PROBLEM REQUIREMENTS – Each line containing the word "React" must be reported.

§ §

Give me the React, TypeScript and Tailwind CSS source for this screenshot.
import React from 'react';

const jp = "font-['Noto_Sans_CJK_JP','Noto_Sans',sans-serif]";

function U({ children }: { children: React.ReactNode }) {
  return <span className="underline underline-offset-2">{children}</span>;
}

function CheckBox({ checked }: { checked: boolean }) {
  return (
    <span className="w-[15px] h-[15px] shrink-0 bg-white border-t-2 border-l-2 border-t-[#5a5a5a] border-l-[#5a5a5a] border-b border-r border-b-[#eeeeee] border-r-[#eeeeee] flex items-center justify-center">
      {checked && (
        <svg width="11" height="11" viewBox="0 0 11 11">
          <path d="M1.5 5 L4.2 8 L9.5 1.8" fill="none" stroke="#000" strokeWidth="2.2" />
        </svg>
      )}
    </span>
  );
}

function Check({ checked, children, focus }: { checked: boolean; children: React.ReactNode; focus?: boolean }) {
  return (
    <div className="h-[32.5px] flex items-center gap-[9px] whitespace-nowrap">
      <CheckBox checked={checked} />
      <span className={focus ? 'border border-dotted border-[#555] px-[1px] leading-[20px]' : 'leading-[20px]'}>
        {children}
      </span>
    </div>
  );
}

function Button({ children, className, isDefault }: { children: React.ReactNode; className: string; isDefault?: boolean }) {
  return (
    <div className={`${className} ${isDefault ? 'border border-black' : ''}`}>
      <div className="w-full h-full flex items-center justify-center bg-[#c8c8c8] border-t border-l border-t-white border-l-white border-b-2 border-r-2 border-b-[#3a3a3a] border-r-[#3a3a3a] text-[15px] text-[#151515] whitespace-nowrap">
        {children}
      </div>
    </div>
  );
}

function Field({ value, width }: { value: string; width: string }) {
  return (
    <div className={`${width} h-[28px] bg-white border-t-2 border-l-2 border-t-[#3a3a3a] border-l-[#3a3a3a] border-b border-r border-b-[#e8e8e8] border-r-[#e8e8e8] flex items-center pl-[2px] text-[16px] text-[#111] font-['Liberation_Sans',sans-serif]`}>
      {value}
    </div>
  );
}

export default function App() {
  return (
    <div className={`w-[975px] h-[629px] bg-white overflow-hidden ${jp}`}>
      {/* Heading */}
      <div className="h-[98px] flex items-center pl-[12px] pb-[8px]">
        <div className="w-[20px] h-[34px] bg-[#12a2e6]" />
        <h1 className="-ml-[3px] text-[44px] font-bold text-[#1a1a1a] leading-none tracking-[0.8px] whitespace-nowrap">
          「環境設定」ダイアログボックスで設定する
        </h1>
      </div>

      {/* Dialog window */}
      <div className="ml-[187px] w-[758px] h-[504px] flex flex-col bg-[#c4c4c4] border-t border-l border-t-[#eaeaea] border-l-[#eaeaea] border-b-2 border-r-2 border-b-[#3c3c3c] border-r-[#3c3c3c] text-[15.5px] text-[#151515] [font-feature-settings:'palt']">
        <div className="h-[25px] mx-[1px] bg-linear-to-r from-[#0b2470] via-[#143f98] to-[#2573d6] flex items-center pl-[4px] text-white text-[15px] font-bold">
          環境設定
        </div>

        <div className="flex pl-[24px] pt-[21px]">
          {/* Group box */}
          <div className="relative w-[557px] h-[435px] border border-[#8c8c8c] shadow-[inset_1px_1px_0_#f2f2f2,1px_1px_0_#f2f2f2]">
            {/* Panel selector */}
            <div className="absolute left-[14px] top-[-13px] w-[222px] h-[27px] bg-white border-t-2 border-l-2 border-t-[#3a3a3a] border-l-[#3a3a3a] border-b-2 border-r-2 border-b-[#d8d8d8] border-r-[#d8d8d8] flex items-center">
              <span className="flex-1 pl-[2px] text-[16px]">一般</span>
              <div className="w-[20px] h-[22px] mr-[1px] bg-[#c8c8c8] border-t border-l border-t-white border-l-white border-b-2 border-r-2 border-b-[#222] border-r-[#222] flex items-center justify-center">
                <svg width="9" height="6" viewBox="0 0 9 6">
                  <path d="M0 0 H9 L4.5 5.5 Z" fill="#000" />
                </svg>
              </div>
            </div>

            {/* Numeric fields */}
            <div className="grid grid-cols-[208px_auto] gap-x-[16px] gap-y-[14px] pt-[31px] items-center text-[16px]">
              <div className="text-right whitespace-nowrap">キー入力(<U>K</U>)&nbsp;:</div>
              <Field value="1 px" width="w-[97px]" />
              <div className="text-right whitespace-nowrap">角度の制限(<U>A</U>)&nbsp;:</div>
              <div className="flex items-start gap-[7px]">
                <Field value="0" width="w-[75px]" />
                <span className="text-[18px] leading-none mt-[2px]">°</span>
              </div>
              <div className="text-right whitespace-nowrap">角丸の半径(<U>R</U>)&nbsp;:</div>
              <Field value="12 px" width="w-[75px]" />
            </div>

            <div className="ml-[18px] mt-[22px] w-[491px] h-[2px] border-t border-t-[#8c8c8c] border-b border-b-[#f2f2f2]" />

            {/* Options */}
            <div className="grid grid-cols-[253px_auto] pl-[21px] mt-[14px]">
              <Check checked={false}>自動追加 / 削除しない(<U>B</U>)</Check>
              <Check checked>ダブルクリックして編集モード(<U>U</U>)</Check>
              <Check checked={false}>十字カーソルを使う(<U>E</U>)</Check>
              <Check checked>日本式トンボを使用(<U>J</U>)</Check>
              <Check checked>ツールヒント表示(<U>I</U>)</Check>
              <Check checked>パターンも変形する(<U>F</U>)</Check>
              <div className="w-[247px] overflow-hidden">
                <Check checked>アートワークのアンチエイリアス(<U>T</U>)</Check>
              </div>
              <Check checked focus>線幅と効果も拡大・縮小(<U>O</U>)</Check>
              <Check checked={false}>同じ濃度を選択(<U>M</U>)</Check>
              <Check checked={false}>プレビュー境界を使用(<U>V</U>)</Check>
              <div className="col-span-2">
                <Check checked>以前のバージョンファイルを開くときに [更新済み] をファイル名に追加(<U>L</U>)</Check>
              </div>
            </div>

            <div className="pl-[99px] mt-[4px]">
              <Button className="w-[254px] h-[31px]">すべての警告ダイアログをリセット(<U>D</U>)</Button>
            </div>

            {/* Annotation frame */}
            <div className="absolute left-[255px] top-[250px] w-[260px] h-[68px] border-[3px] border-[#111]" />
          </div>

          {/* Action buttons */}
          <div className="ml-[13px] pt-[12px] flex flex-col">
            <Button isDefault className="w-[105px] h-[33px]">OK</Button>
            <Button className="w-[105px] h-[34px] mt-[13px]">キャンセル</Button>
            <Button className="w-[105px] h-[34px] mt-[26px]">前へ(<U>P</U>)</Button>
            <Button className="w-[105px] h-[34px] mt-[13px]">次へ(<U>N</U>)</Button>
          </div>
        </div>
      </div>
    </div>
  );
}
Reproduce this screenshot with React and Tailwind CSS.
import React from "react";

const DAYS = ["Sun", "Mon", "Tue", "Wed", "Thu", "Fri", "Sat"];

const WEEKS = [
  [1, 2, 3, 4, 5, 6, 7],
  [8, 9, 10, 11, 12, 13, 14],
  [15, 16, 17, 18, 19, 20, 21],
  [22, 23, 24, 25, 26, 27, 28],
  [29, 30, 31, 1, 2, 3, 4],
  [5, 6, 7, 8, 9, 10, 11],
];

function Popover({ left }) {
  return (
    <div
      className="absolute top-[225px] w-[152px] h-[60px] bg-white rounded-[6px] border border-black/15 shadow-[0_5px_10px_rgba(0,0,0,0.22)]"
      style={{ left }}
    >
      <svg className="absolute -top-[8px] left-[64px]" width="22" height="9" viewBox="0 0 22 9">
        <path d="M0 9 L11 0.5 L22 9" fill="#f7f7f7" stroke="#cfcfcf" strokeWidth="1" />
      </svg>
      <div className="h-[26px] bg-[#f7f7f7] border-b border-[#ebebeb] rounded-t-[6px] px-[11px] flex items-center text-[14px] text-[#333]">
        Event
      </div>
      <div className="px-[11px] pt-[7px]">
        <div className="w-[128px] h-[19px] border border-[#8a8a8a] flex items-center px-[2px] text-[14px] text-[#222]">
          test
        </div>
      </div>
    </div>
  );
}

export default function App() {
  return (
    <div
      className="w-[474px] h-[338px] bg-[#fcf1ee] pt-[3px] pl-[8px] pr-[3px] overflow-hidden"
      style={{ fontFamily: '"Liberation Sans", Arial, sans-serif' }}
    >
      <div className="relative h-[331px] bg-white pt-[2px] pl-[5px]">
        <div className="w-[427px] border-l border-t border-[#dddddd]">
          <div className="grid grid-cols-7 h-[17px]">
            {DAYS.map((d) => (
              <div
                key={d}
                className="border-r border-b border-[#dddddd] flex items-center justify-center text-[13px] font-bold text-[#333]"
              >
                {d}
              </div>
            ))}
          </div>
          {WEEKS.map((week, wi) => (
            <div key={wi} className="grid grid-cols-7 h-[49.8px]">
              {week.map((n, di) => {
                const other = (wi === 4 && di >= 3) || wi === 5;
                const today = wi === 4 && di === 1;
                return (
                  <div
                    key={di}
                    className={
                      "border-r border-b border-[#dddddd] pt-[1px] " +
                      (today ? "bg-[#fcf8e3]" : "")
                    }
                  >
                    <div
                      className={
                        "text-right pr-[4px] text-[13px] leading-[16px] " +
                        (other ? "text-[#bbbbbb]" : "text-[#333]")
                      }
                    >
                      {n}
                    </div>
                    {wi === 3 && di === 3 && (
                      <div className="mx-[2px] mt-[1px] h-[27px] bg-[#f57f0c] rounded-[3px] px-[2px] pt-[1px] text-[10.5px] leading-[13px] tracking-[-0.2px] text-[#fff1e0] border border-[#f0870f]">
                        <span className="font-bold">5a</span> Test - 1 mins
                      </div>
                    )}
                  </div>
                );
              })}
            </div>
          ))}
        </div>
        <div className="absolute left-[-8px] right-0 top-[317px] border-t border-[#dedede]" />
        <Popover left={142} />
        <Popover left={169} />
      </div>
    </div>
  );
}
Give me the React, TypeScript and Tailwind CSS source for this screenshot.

§ §

FINAL ANSWER –
Give me the React, TypeScript and Tailwind CSS source for this screenshot.
import React from 'react';
function U({ children }: { children: React.ReactNode }) {
function Check({ checked, children, focus }: { checked: boolean; children: React.ReactNode; focus?: boolean }) {
function Button({ children, className, isDefault }: { children: React.ReactNode; className: string; isDefault?: boolean }) {
Reproduce this screenshot with React and Tailwind CSS.
import React from "react";
Give me the React, TypeScript and Tailwind CSS source for this screenshot.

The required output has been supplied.